Now, we imagine plotting these two graphs on a coordinate plane. We are looking for the x-values where the graph of $$y_1 = |x|+|x-4|$$ crosses or touches the horizontal line $$y_2 = 8$$.
- From Question1.step2 (for $$x < 0$$), we found a point $$(-2, 8)$$. This means when $$x = -2$$, the value of $$y_1$$ is 8. Since $$y_2$$ is also 8, this is an intersection point.
- From Question1.step3 (for $$0 \le x < 4$$), we found that $$y_1$$ is always 4. Since 4 is not equal to 8, the graph of $$y_1$$ does not intersect $$y_2 = 8$$ in this section.
- From Question1.step4 (for $$x \ge 4$$), we found a point $$(6, 8)$$. This means when $$x = 6$$, the value of $$y_1$$ is 8. Since $$y_2$$ is also 8, this is another intersection point.
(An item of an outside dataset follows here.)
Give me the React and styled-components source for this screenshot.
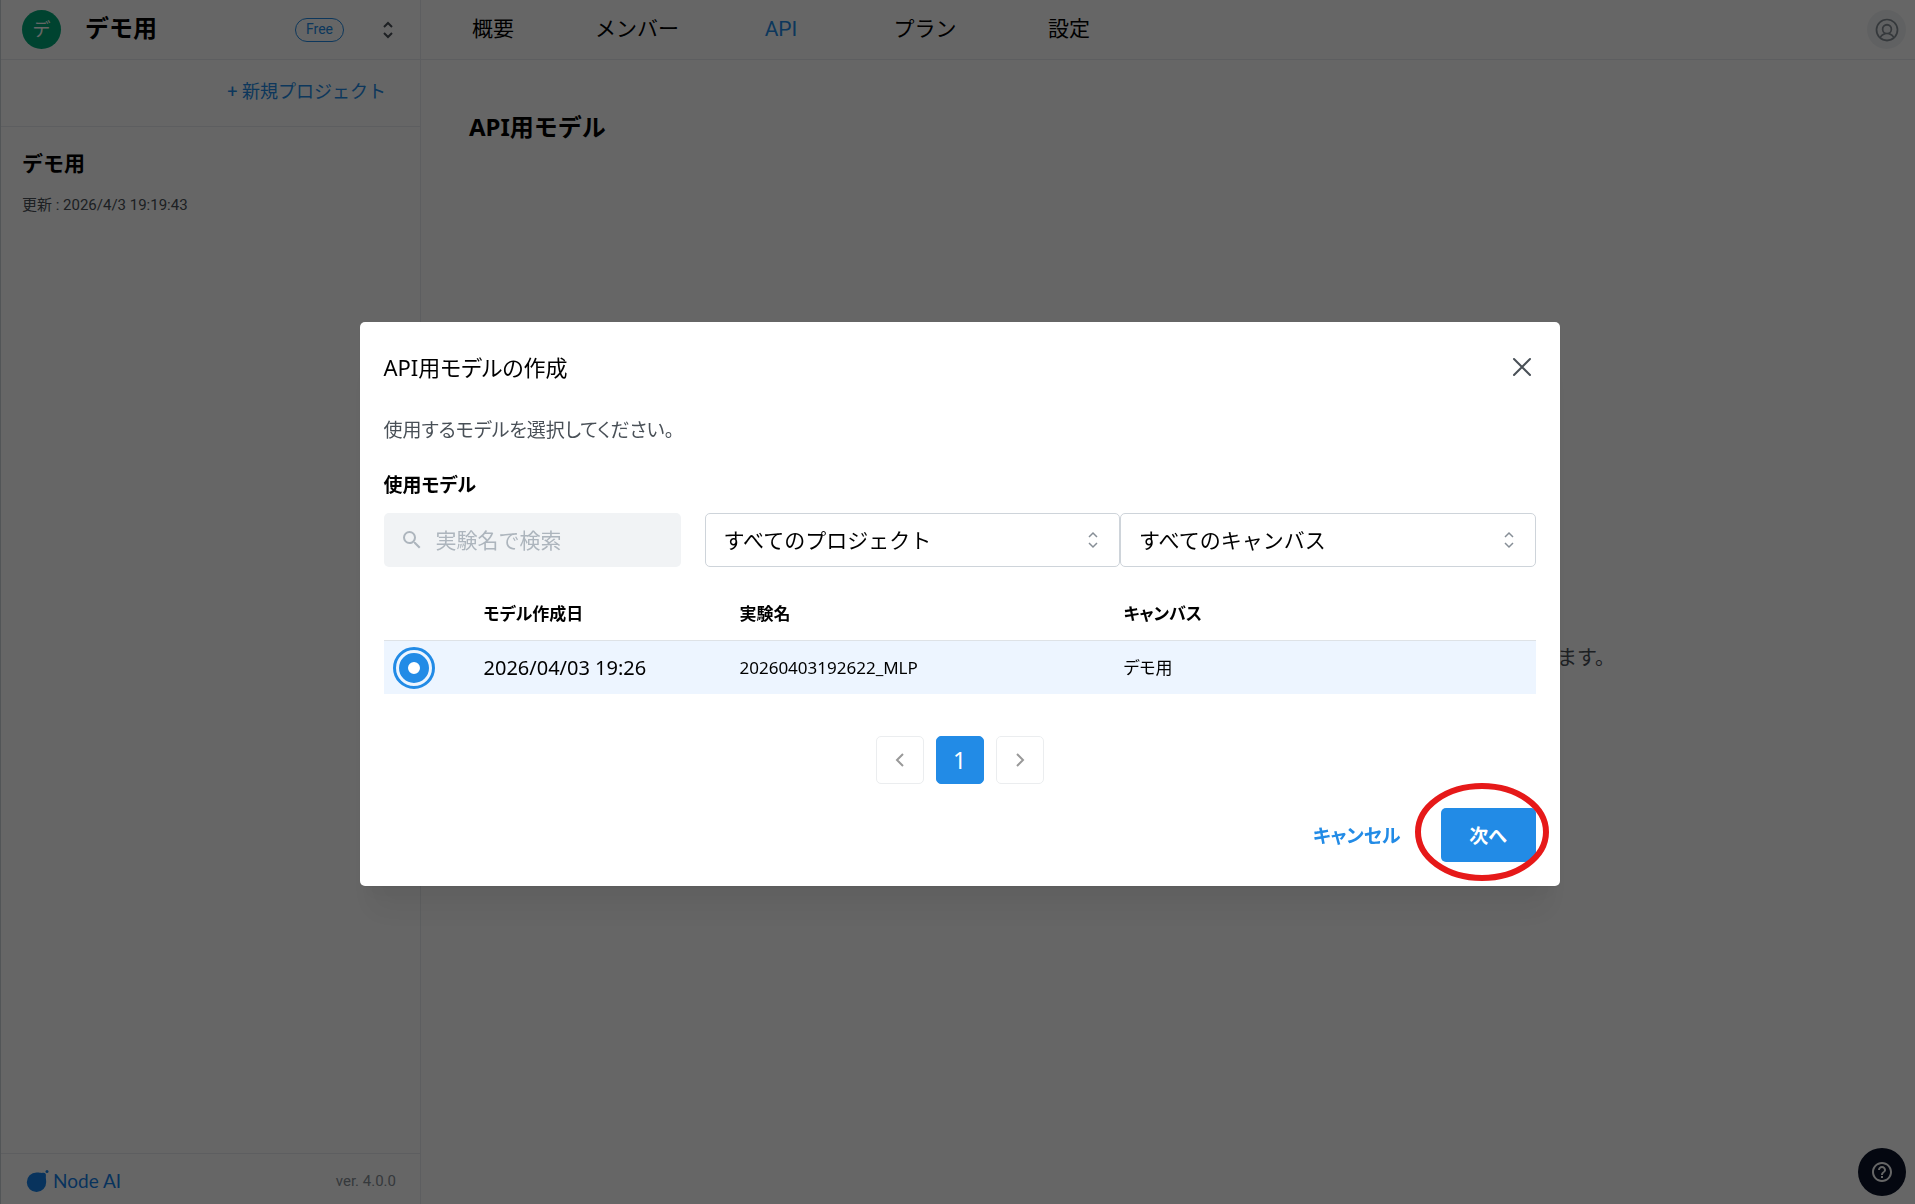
import React from 'react';
import styled, { createGlobalStyle } from 'styled-components';
import { MdHelpOutline, MdSearch } from 'react-icons/md';
import { PiUserCircle } from 'react-icons/pi';

const blue = '#228be6';

const grays = {
	lightest: '#f1f3f5',
	lighter: '#e9ecef',
	light: '#dee2e6',
	border: '#ced4da',
	placeholder: '#adb5bd',
	medium: '#868e96',
	dark: '#495057',
};

const bodyFont = `Roboto, 'Noto Sans CJK JP', sans-serif`;
const dialogFont = `'Noto Sans', 'Noto Sans CJK JP', sans-serif`;

const GlobalStyle = createGlobalStyle`
	*, *::before, *::after {
		box-sizing: border-box;
	}

	body {
		margin: 0;
		background: #fff;
		color: #000;
		font-family: ${bodyFont};
	}

	button, input, select {
		margin: 0;
		font-family: inherit;
	}

	h1, h2, h3, p {
		margin: 0;
	}
`;

const Page = styled.div`
	display: flex;
	min-height: 100vh;
	border-left: 1px solid ${grays.border};
`;

const Sidebar = styled.aside`
	display: flex;
	flex-direction: column;
	flex: 0 0 420px;
	border-right: 1px solid ${grays.lighter};
`;

const TeamBar = styled.div`
	display: flex;
	align-items: center;
	height: 60px;
	padding: 0 16px 0 21px;
	border-bottom: 1px solid ${grays.lighter};
`;

const TeamAvatar = styled.div`
	display: flex;
	align-items: center;
	justify-content: center;
	width: 39px;
	height: 39px;
	border-radius: 50%;
	background: #00a878;
	color: #fff;
	font-size: 18px;
	line-height: 1;
`;

const TeamName = styled.h1`
	flex: 1;
	margin-left: 24px;
	padding-bottom: 2px;
	font-size: 24px;
	line-height: 32px;
`;

const PlanBadge = styled.span`
	height: 24px;
	padding: 0 10px;
	border: 1px solid ${blue};
	border-radius: 12px;
	color: ${blue};
	font-size: 14px;
	line-height: 21px;
`;

const IconButton = styled.button`
	display: flex;
	align-items: center;
	justify-content: center;
	width: 32px;
	height: 32px;
	padding: 0;
	border: 0;
	background: none;
	color: ${grays.dark};
	cursor: pointer;
`;

const TeamSwitch = styled(IconButton)`
	margin-left: 28px;
`;

const NewProjectBar = styled.div`
	display: flex;
	align-items: center;
	justify-content: flex-end;
	height: 67px;
	padding: 0 34px 2px;
	border-bottom: 1px solid ${grays.lighter};
`;

const NewProjectButton = styled.button`
	padding: 0;
	border: 0;
	background: none;
	color: ${blue};
	font-size: 18px;
	line-height: 24px;
	cursor: pointer;
`;

const Project = styled.div`
	flex: 1;
	padding: 21px;
`;

const ProjectName = styled.h2`
	font-size: 21px;
	line-height: 32px;
`;

const ProjectDate = styled.p`
	margin-top: 13px;
	color: ${grays.dark};
	font-size: 15px;
	line-height: 24px;
`;

const SidebarFooter = styled.footer`
	display: flex;
	align-items: center;
	justify-content: space-between;
	height: 51px;
	padding: 4px 24px 0 25px;
	border-top: 1px solid ${grays.lighter};
`;

const Brand = styled.div`
	display: flex;
	align-items: center;
	gap: 4px;
	color: #1480e8;
	font-family: Lato, sans-serif;
	font-size: 19px;
	line-height: 24px;
`;

const Version = styled.span`
	color: ${grays.medium};
	font-size: 15px;
`;

const Main = styled.main`
	display: flex;
	flex-direction: column;
	flex: 1;
	min-width: 0;
`;

const TopBar = styled.header`
	display: flex;
	align-items: center;
	justify-content: space-between;
	height: 60px;
	padding-right: 9px;
	border-bottom: 1px solid ${grays.lighter};
`;

const Nav = styled.nav`
	display: flex;
	padding-bottom: 2px;
`;

const NavLink = styled.a`
	width: 144px;
	color: ${(props) => (props.$active ? blue : '#000')};
	font-size: 21px;
	line-height: 32px;
	text-align: center;
	text-decoration: none;
`;

const UserButton = styled(IconButton)`
	width: 39px;
	height: 39px;
	border-radius: 50%;
	background: ${grays.lightest};
	color: ${grays.medium};
`;

const PageTitle = styled.h2`
	padding: 50px 48px 0;
	font-family: ${dialogFont};
	font-size: 24px;
	line-height: 34px;
`;

const EmptyMessage = styled.p`
	display: flex;
	flex: 1;
	align-items: center;
	justify-content: flex-end;
	padding: 0 300px 36px 0;
	color: ${grays.dark};
	font-size: 20px;
`;

const HelpButton = styled.button`
	position: fixed;
	right: 9px;
	bottom: 8px;
	display: flex;
	align-items: center;
	justify-content: center;
	width: 48px;
	height: 48px;
	padding: 0;
	border: 0;
	border-radius: 50%;
	background: #0a1228;
	color: #fff;
`;

const Overlay = styled.div`
	position: fixed;
	inset: 0;
	display: flex;
	align-items: center;
	justify-content: center;
	padding: 28px 20px 24px 24px;
	background: rgba(0, 0, 0, 0.6);
`;

const Dialog = styled.div`
	width: 1200px;
	max-width: 100%;
	padding: 24px;
	border-radius: 5px;
	background: #fff;
	box-shadow: 0 1px 3px rgba(0, 0, 0, 0.05),
		0 36px 28px -7px rgba(0, 0, 0, 0.05), 0 17px 17px -7px rgba(0, 0, 0, 0.04);
	font-family: ${dialogFont};
	font-feature-settings: 'palt';
`;

const DialogHeader = styled.div`
	display: flex;
	align-items: center;
	justify-content: space-between;
	height: 45px;
	padding-bottom: 3px;
`;

const DialogTitle = styled.h2`
	font-size: 22px;
	font-weight: 400;
	line-height: 32px;
`;

const CloseButton = styled(IconButton)`
	margin-right: -2px;
`;

const Description = styled.p`
	margin-top: 24px;
	color: ${grays.dark};
	font-size: 19px;
	line-height: 30px;
`;

const FieldTitle = styled.h3`
	margin: 24px 0 12px;
	font-size: 19px;
	line-height: 32px;
`;

const Filters = styled.div`
	display: flex;
	font-feature-settings: normal;
`;

const SearchBox = styled.label`
	display: flex;
	align-items: center;
	gap: 12px;
	width: 297px;
	height: 54px;
	margin-right: 24px;
	padding: 0 16px;
	border-radius: 5px;
	background: ${grays.lightest};
	color: ${grays.placeholder};
`;

const SearchInput = styled.input`
	flex: 1;
	min-width: 0;
	padding: 0;
	border: 0;
	outline: 0;
	background: none;
	font-size: 21px;

	&::placeholder {
		color: ${grays.placeholder};
		opacity: 1;
	}
`;

const SelectBox = styled.div`
	position: relative;
	flex: 1;
	color: ${grays.medium};

	> svg {
		position: absolute;
		top: 18px;
		right: 18px;
		pointer-events: none;
	}
`;

const Select = styled.select`
	width: 100%;
	height: 54px;
	padding: 0 48px 0 18px;
	border: 1px solid ${grays.border};
	border-radius: 5px;
	appearance: none;
	background: #fff;
	color: #000;
	font-size: 21px;
`;

const ModelTable = styled.table`
	width: 100%;
	margin-top: 24px;
	border-collapse: separate;
	border-spacing: 0;
	table-layout: fixed;
`;

const HeadCell = styled.th`
	width: ${(props) => props.$width || 'auto'};
	height: 50px;
	padding: 0 10px 4px;
	border-bottom: 1px solid ${grays.light};
	font-size: 17px;
	line-height: 24px;
	text-align: left;
`;

const Cell = styled.td`
	height: 53px;
	padding: 0 10px;
	background: #edf5ff;
	font-size: ${(props) => (props.$large ? 20 : 17)}px;
	line-height: 24px;
`;

const Radio = styled.input`
	display: block;
	width: 30px;
	height: 30px;
	margin: 0 5px;
	border: 9px solid ${blue};
	border-radius: 50%;
	appearance: none;
	background: #fff;
	outline: 3px solid ${blue};
	outline-offset: 3px;
`;

const Pagination = styled.nav`
	display: flex;
	justify-content: center;
	gap: 12px;
	margin-top: 42px;
`;

const PageButton = styled.button`
	display: flex;
	align-items: center;
	justify-content: center;
	width: 48px;
	height: 48px;
	padding: 0;
	border: 1px solid ${(props) => (props.$active ? blue : '#ebedef')};
	border-radius: 5px;
	background: ${(props) => (props.$active ? blue : '#fff')};
	color: ${(props) => (props.$active ? '#fff' : '#999')};
	font-size: 23px;
`;

const DialogFooter = styled.div`
	display: flex;
	justify-content: flex-end;
	gap: 16px;
	margin-top: 24px;
`;

const Button = styled.button`
	height: 54px;
	padding: 0 24px;
	border: 0;
	border-radius: 5px;
	background: none;
	color: ${blue};
	font-size: 19px;
	font-weight: 700;
	font-feature-settings: inherit;
	cursor: pointer;
`;

const NextButton = styled(Button)`
	width: 95px;
	background: ${blue};
	color: #fff;
`;

const NextArea = styled.div`
	position: relative;
`;

const Marker = styled.svg`
	position: absolute;
	top: -25px;
	left: -26px;
	width: 134px;
	height: 98px;
	pointer-events: none;
`;

const SelectorIcon = ({ size, stroke }) => (
	<svg
		width={size}
		height={size}
		viewBox="0 0 18 18"
		fill="none"
		stroke="currentColor"
		strokeWidth={stroke}
	>
		<path d="M5 6 9 2l4 4M5 12l4 4 4-4" />
	</svg>
);

const ChevronIcon = ({ d }) => (
	<svg
		width="24"
		height="24"
		viewBox="0 0 24 24"
		fill="none"
		stroke="currentColor"
		strokeWidth="2"
	>
		<path d={d} />
	</svg>
);

const CloseIcon = () => (
	<svg
		width="24"
		height="24"
		viewBox="0 0 24 24"
		fill="none"
		stroke="currentColor"
		strokeWidth="2"
		strokeLinecap="round"
	>
		<path d="m4 4 16 16M20 4 4 20" />
	</svg>
);

const LogoIcon = () => (
	<svg width="23" height="23" viewBox="0 0 23 23" fill="currentColor">
		<path d="M10.500 2.500C13.500 2.300 15 3.200 17 2.800c2-.3 3.200.9 2.900 2.900-.3 2 .3 3.800.3 6.300a9.700 9.700 0 1 1-9.700-9.500Z" />
		<circle cx="21" cy="1.600" r="1.500" />
	</svg>
);

const navItems = ['概要', 'メンバー', 'API', 'プラン', '設定'];

const models = [
	{
		id: 1,
		createdAt: '2026/04/03 19:26',
		name: '20260403192622_MLP',
		canvas: 'デモ用',
	},
];

const ModelDialog = () => (
	<Dialog role="dialog" aria-modal="true" aria-labelledby="dialog-title">
		<DialogHeader>
			<DialogTitle id="dialog-title">API用モデルの作成</DialogTitle>
			<CloseButton aria-label="閉じる">
				<CloseIcon />
			</CloseButton>
		</DialogHeader>
		<Description>使用するモデルを選択してください。</Description>
		<FieldTitle>使用モデル</FieldTitle>
		<Filters>
			<SearchBox>
				<MdSearch size={24} />
				<SearchInput
					type="text"
					placeholder="実験名で検索"
					aria-label="実験名で検索"
				/>
			</SearchBox>
			<SelectBox>
				<Select aria-label="プロジェクト">
					<option>すべてのプロジェクト</option>
				</Select>
				<SelectorIcon size={18} stroke={1.5} />
			</SelectBox>
			<SelectBox>
				<Select aria-label="キャンバス">
					<option>すべてのキャンバス</option>
				</Select>
				<SelectorIcon size={18} stroke={1.5} />
			</SelectBox>
		</Filters>
		<ModelTable>
			<thead>
				<tr>
					<HeadCell $width="90px" />
					<HeadCell $width="256px">モデル作成日</HeadCell>
					<HeadCell $width="384px">実験名</HeadCell>
					<HeadCell>キャンバス</HeadCell>
				</tr>
			</thead>
			<tbody>
				{models.map((model) => (
					<tr key={model.id}>
						<Cell>
							<Radio
								type="radio"
								name="model"
								aria-label={model.name}
								defaultChecked
							/>
						</Cell>
						<Cell $large>{model.createdAt}</Cell>
						<Cell>{model.name}</Cell>
						<Cell>{model.canvas}</Cell>
					</tr>
				))}
			</tbody>
		</ModelTable>
		<Pagination>
			<PageButton aria-label="前へ">
				<ChevronIcon d="m15 6-6 6 6 6" />
			</PageButton>
			<PageButton $active>1</PageButton>
			<PageButton aria-label="次のページ">
				<ChevronIcon d="m9 6 6 6-6 6" />
			</PageButton>
		</Pagination>
		<DialogFooter>
			<Button>キャンセル</Button>
			<NextArea>
				<NextButton>次へ</NextButton>
				<Marker viewBox="0 0 134 98" fill="none" stroke="#e61919">
					<ellipse cx="67" cy="49" rx="64" ry="46" strokeWidth="6" />
				</Marker>
			</NextArea>
		</DialogFooter>
	</Dialog>
);

const App = () => (
	<>
		<GlobalStyle />
		<Page>
			<Sidebar>
				<TeamBar>
					<TeamAvatar>デ</TeamAvatar>
					<TeamName>デモ用</TeamName>
					<PlanBadge>Free</PlanBadge>
					<TeamSwitch aria-label="チーム切替">
						<SelectorIcon size={18} stroke={2} />
					</TeamSwitch>
				</TeamBar>
				<NewProjectBar>
					<NewProjectButton>+ 新規プロジェクト</NewProjectButton>
				</NewProjectBar>
				<Project>
					<ProjectName>デモ用</ProjectName>
					<ProjectDate>更新 : 2026/4/3 19:19:43</ProjectDate>
				</Project>
				<SidebarFooter>
					<Brand>
						<LogoIcon />
						Node AI
					</Brand>
					<Version>ver. 4.0.0</Version>
				</SidebarFooter>
			</Sidebar>
			<Main>
				<TopBar>
					<Nav>
						{navItems.map((item) => (
							<NavLink key={item} href="#" $active={item === 'API'}>
								{item}
							</NavLink>
						))}
					</Nav>
					<UserButton aria-label="アカウント">
						<PiUserCircle size={28} />
					</UserButton>
				</TopBar>
				<PageTitle>API用モデル</PageTitle>
				<EmptyMessage>ます。</EmptyMessage>
			</Main>
		</Page>
		<HelpButton aria-label="ヘルプ">
			<MdHelpOutline size={24} />
		</HelpButton>
		<Overlay>
			<ModelDialog />
		</Overlay>
	</>
);

export default App;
By visualizing or sketching these lines, it becomes clear that these are the only two points where the graphs intersect.

**step7** Stating the solutions

The x-coordinates of the intersection points are the solutions to the equation. From our analysis in the previous steps, the points where the graph of $$y_1$$ intersects the graph of $$y_2$$ are $$(-2, 8)$$ and $$(6, 8)$$.
Therefore, the solutions to the equation $$|x|+|x-4|=8$$ are $$x = -2$$ and $$x = 6$$.